In particolare, scatta il reato di diffamazione.

(Articolo 595 Codice penale- Diffamazione: – Chiunque, fuori dei casi indicati nell’articolo precedente, comunicando con più persone, offende l’altrui reputazione, è punito con la reclusione fino a un anno o con la multa fino a milletrentadue euro. Se l’offesa consiste nell’attribuzione di un fatto determinato, la pena è della reclusione fino a due anni, ovvero della multa fino a duemilasessantacinque euro. Se l’offesa è recata col mezzo della stampa [57-58bis] o con qualsiasi altro mezzo di pubblicità, ovvero in atto pubblico, la pena è della reclusione da sei mesi a tre anni o della multa non inferiore a cinquecentosedici euro.Se l’offesa è recata a un Corpo politico, amministrativo o giudiziario, o ad una sua rappresentanza, o ad una Autorità costituita in collegio, le pene sono aumentate).

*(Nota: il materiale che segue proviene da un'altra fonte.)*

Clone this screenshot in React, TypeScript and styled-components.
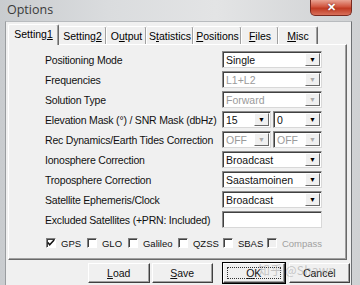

La Cassazione ha ritenuto illegittimo, ad esempio, l’avviso affisso sul portone del condominio con i nomi dei morosi che non hanno pagato le spese mensili, a maggior ragione, su una bacheca di Facebook. (Cassazione penale, sez. fer., 28/08/2014, n. 39986).

Ma la Suprema Corte ha però anche stabilito che non integra il reato di diffamazione, la pubblicazione su un quotidiano dell’avviso di un’asta giudiziaria con l’indicazione del nome del debitore (Cass. sent. del 20.06.1978), anche se poi successivamente, il Garante per la Protezione dei dati personali, con provvedimento del 7  febbraio 2008 pubblicato in G.U. n. 47 del 25 febbraio 2008, ha dato indicazioni diverse.

Resta il fatto che il tribunale di Roma, precedentemente citato, stabilì che parlare su Facebook di una persona che non ha pagato un debito non sarebbe reato, ma manifesterebbe un legittimo esercizio del diritto di critica e di espressione del proprio pensiero riconosciuto dalla Costituzione.

Il parametro essenziale, per poter fare ciò, è dire la verità, ad avere le prove di tali fatti e a non sconfinare in giudizi personali o in critiche sulla persona, gratuite e non necessarie all’informazione esposta.

E’ sicuramente un precedente isolato, per cui, a tutt’oggi, la giurisprudenza maggioritaria sposa la tesi opposta secondo cui dire su Facebook che una persona non ha pagato un debito è, e resta, reato di diffamazione.

Ma il post pubblicato, può costituire esercizio di un legittimo diritto di critica e non è diffamatorio se rispetta i requisiti di verità, pertinenza e continenza, i tre presupposti, cioè, entro i quali è possibile anche riportare fatti contrari alla reputazione delle persone senza cadere nell’illecito penale.

Le dichiarazioni del creditore, devono quindi essere solo una espressione del diritto di libera manifestazione del pensiero, riconosciuto dalla nostra Costituzione, rappresentato attraverso la divulgazione di uno scritto via internet,  di un legittimo diritto di cronaca e critica.

Proprio per tale principio ormai consolidato, la divulgazione di notizie o commenti lesivi dell’onore e della reputazione di terzi, sono da considerarsi un lecito esercizio del diritto di cronaca/critica, ma per essere tali, devono ricorrere le condizioni di seguito elencate :

–       verità dei fatti esposti (in pratica, il credito deve essere realmente esistente e non presunto o contestato). Deve emergere senza contestazione, l’inadempimento del debitore all’obbligo di pagamento nei confronti del creditore;

–       interesse pubblico alla conoscenza del fatto;

–       correttezza formale dell’esposizione (non bisogna usare espressioni offensive o volgari).

L’esprimere quindi un diritto di cronaca e di critica non è solo un diritto di giornalisti o scrittori, ma anche diritto del comune cittadino.

Bisogna però attentamente valutarne la rilevanza, perchè la notizia, deve essere sempre diffusa, in funzione dei rapporti sociali e del corretto svolgimento delle relazioni interpersonali.